**EXERCISE INSTRUCTIONS:**
Find the number of lines below in which the word "index" appears, and write that number only.

**RECORDED INFORMATION:**
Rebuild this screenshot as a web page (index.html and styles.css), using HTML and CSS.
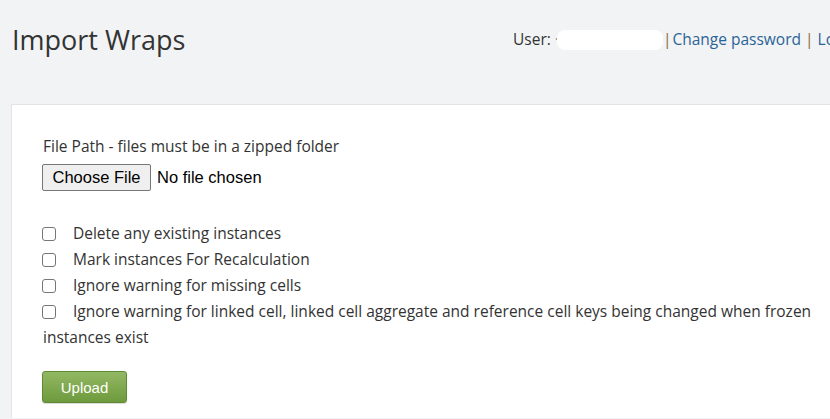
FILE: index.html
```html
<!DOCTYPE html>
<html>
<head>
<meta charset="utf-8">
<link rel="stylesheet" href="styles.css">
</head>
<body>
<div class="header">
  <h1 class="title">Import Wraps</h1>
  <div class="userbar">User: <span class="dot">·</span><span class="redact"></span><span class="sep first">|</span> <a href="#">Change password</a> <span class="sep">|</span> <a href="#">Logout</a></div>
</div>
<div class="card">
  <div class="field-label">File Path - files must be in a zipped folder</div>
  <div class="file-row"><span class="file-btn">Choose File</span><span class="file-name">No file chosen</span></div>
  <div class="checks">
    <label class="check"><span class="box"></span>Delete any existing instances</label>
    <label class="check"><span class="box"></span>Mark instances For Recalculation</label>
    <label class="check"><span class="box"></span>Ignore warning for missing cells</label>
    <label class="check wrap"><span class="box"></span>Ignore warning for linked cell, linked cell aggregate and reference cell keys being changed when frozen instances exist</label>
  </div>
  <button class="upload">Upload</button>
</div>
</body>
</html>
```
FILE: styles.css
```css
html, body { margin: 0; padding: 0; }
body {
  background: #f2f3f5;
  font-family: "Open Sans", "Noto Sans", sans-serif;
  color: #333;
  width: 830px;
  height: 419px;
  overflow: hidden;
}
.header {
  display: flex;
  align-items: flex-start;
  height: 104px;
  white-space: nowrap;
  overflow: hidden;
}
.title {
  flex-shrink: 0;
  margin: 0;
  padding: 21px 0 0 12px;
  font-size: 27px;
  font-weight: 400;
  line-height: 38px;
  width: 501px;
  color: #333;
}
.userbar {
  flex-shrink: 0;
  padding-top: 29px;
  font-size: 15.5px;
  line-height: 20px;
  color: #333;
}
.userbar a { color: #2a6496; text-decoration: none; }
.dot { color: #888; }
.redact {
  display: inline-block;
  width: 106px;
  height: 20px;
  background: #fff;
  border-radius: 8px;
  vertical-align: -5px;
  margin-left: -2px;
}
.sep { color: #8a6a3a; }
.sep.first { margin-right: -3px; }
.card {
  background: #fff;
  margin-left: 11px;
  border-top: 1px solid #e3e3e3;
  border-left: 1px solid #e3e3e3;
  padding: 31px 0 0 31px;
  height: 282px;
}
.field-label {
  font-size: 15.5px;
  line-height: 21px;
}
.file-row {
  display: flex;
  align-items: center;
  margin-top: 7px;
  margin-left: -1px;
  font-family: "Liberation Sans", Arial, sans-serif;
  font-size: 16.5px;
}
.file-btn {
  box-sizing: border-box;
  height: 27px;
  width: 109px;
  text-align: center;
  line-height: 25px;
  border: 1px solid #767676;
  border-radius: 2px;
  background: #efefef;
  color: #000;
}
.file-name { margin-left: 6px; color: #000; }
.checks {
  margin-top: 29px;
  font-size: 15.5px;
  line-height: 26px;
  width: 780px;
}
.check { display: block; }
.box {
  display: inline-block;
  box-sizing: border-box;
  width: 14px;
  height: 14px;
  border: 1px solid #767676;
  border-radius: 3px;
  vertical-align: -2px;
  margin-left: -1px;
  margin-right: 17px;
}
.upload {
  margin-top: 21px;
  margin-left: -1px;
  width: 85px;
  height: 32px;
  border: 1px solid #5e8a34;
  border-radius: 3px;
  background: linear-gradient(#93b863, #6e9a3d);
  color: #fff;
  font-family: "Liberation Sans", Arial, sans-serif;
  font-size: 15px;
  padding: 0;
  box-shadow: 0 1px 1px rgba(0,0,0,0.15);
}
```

**TASK SOLUTION:**
2